___ MATERIAL SUPPLIED

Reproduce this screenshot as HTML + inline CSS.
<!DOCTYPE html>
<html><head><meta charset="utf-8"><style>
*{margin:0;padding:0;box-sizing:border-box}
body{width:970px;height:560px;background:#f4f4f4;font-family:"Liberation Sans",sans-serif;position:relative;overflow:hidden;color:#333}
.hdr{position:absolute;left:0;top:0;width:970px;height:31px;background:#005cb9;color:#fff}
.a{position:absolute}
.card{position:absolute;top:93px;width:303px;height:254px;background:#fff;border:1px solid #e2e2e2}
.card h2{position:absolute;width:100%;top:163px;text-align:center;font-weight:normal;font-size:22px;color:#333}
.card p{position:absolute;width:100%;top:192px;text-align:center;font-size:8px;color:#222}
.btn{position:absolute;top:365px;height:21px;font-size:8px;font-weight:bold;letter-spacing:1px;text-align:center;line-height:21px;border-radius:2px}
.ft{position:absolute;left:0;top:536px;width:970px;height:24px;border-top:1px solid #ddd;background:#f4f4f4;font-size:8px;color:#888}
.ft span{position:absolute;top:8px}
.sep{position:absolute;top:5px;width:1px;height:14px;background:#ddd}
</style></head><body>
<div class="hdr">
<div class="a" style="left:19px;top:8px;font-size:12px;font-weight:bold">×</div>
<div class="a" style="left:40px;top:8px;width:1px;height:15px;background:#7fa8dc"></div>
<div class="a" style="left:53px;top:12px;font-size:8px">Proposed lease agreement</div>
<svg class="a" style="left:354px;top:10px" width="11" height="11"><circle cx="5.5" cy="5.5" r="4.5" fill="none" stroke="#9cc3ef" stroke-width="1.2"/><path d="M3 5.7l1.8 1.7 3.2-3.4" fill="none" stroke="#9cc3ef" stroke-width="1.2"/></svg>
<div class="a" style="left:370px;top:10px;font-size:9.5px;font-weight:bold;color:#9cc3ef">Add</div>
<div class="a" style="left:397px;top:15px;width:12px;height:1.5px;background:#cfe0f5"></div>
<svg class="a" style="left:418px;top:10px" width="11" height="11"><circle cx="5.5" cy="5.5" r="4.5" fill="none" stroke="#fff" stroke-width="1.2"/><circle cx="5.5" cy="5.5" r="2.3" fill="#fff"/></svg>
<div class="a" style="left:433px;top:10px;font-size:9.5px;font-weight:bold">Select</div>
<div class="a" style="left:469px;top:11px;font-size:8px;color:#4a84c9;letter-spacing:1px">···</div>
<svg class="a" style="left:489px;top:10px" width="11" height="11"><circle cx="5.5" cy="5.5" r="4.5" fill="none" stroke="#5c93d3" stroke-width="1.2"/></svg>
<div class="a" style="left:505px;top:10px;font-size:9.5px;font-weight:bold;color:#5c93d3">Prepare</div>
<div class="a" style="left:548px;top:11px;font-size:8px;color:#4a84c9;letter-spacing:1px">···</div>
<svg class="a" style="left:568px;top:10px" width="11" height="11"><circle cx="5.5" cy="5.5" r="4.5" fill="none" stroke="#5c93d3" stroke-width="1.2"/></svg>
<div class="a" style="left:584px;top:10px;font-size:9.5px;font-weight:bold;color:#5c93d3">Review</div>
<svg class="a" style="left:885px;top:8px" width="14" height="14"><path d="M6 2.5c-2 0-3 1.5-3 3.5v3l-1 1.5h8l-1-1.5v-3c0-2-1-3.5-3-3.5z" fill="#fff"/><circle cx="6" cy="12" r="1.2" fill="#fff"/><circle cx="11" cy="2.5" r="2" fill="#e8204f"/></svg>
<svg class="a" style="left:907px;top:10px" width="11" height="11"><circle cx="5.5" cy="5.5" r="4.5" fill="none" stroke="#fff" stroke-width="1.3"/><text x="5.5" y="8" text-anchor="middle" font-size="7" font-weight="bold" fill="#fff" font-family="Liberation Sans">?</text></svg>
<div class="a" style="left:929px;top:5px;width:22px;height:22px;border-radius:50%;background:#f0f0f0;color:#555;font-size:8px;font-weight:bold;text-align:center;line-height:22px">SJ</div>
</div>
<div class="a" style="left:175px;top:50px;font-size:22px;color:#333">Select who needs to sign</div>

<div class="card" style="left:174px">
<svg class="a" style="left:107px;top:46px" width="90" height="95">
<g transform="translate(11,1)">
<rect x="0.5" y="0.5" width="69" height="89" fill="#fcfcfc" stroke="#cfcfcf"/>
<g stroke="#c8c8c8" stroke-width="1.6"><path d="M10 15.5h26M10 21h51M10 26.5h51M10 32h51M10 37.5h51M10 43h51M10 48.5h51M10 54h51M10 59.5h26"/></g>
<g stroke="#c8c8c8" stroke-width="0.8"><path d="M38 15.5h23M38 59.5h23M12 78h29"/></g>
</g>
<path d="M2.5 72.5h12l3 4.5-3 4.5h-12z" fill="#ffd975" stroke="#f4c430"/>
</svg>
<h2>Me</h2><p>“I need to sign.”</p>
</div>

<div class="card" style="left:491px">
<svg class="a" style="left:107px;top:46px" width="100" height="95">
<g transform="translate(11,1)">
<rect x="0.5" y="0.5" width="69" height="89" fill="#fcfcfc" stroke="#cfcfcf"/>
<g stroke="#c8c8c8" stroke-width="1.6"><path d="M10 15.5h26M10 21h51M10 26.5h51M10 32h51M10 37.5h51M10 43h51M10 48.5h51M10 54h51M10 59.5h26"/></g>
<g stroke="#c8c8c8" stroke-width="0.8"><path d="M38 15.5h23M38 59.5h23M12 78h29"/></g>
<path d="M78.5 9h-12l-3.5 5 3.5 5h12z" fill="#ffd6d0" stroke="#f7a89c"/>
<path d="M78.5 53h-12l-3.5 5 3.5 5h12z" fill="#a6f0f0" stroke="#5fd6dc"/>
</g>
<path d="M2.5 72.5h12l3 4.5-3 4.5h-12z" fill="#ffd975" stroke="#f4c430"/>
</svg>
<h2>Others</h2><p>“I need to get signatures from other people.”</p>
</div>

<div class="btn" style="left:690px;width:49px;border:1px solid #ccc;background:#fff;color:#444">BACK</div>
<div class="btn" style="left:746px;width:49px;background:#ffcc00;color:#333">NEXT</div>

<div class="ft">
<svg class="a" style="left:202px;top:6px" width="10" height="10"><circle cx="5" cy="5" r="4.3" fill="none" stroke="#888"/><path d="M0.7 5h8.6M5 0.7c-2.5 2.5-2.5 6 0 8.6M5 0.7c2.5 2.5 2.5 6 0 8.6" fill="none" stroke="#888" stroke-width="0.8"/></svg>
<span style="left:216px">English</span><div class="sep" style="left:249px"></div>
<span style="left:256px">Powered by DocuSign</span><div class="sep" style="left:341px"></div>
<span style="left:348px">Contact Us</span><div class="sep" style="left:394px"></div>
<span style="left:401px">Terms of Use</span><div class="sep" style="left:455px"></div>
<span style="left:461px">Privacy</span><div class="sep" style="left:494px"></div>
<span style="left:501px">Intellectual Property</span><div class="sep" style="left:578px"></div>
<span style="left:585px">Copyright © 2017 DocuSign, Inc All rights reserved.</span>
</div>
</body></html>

______
___ MATERIAL SUPPLIED

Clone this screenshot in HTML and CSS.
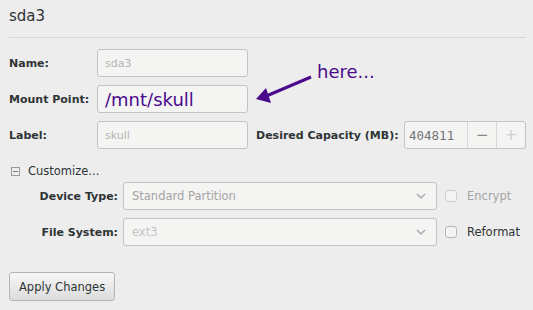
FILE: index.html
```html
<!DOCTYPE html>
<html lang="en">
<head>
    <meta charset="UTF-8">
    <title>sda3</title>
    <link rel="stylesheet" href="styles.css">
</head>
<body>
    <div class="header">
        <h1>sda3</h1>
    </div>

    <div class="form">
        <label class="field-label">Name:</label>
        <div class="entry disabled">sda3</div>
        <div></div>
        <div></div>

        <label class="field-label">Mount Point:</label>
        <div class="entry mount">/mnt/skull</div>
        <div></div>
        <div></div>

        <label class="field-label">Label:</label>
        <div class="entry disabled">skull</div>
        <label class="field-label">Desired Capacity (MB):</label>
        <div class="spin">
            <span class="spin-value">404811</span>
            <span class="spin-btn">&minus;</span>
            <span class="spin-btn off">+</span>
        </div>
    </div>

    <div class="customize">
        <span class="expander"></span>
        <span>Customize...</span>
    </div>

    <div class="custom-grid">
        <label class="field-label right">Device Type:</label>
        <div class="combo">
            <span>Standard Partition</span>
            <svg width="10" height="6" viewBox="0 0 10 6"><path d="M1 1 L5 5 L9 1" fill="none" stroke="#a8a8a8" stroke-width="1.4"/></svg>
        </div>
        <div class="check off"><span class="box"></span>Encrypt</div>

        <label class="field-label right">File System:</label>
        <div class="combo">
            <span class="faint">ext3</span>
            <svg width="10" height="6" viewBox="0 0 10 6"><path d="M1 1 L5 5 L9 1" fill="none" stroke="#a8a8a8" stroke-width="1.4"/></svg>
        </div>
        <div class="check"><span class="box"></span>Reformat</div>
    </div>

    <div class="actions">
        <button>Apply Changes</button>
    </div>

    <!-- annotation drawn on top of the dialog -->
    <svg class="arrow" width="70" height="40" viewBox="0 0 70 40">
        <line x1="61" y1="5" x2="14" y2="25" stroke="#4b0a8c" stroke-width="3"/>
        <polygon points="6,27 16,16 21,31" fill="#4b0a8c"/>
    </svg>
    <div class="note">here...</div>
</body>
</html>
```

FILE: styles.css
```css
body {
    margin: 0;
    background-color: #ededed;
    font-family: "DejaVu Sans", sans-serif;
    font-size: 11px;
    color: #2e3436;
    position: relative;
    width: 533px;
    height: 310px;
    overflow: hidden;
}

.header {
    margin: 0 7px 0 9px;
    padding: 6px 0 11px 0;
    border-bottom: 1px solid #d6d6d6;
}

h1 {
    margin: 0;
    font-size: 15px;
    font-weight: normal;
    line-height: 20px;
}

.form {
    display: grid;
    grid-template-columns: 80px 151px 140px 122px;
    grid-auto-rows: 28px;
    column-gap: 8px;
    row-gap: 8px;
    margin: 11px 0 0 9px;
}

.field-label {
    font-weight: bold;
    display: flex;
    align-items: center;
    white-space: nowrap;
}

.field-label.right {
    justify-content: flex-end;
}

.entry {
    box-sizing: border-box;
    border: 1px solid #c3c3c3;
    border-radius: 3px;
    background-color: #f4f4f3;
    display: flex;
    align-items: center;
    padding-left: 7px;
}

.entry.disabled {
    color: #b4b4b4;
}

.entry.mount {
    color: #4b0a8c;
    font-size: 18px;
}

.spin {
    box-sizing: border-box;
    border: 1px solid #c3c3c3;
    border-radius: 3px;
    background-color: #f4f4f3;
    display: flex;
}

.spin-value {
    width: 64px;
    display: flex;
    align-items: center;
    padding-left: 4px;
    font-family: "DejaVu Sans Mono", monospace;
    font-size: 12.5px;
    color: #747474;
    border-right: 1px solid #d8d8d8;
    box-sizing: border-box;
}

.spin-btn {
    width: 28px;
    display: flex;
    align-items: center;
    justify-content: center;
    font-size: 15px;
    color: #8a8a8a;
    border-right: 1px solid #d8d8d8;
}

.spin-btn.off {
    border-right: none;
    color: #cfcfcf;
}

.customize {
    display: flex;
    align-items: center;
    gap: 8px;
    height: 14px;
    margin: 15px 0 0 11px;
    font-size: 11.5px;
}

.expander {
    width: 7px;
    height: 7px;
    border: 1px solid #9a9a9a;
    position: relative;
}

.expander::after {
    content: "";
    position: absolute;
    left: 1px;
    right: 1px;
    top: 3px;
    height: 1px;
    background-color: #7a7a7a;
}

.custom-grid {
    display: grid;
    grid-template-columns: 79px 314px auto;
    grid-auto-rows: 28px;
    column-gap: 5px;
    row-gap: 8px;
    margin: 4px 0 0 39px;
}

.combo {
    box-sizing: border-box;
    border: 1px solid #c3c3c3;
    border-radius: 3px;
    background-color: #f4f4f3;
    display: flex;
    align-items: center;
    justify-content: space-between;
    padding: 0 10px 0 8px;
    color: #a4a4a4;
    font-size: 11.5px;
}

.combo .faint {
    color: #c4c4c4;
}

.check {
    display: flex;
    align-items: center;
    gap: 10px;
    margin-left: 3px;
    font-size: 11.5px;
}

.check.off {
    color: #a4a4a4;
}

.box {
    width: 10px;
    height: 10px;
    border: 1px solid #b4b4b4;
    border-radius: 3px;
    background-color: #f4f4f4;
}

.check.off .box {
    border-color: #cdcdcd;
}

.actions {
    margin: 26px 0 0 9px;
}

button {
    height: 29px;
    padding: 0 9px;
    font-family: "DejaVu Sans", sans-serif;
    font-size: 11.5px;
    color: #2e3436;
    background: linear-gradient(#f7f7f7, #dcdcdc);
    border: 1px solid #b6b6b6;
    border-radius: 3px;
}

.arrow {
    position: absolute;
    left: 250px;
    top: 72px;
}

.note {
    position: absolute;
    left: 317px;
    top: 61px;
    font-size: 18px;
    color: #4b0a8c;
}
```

______
___ MATERIAL SUPPLIED

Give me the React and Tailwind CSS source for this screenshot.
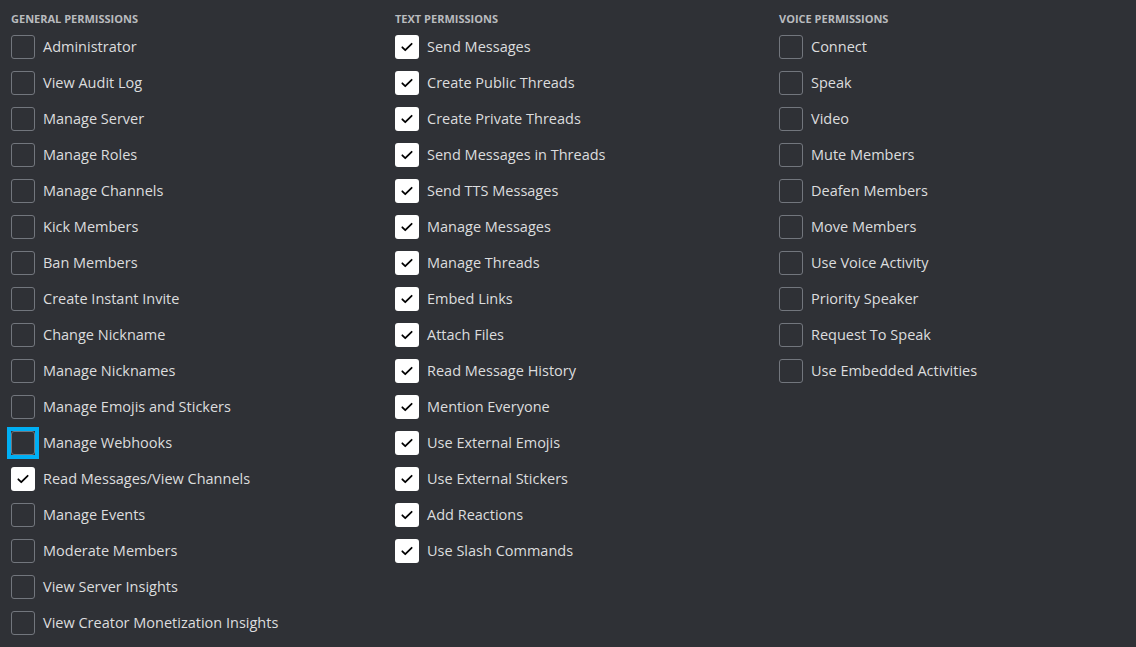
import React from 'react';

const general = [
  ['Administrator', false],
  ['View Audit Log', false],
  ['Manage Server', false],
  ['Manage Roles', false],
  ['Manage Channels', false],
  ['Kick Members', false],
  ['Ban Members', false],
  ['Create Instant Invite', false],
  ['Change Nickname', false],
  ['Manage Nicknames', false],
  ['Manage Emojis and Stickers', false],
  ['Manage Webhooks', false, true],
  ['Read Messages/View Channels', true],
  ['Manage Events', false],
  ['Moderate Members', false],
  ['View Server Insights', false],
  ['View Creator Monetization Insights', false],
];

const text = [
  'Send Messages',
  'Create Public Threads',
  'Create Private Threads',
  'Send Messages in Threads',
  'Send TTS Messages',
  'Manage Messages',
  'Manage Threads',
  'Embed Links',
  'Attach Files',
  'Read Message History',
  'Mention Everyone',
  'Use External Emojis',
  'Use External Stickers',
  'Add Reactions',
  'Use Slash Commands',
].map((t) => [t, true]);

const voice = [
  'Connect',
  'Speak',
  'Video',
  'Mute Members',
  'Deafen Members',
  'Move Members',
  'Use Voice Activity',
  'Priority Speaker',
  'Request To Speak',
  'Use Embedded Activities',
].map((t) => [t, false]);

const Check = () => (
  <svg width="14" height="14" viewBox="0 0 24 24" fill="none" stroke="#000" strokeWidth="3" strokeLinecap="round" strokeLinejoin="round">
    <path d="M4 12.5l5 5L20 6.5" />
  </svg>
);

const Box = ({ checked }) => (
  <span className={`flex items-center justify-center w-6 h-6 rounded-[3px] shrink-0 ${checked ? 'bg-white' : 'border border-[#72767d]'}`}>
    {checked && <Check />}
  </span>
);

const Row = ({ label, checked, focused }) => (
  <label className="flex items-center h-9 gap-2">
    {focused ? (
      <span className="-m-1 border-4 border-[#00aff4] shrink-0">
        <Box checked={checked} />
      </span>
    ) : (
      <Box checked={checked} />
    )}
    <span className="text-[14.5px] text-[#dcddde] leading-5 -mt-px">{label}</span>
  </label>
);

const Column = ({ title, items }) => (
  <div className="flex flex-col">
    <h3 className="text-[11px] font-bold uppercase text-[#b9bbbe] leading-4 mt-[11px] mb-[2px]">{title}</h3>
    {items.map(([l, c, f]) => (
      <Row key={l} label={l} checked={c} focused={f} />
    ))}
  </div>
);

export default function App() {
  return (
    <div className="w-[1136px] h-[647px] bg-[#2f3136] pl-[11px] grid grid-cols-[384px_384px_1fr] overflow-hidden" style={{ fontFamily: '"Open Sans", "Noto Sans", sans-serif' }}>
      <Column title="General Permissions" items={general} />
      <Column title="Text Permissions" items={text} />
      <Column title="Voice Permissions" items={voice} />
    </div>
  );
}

______

**INSTRUCTIONS TO FOLLOW**
Note every line above where the string "this" shows up, and copy those lines.

**FINISHED ANSWER**
Reproduce this screenshot as HTML + inline CSS.
Clone this screenshot in HTML and CSS.
Give me the React and Tailwind CSS source for this screenshot.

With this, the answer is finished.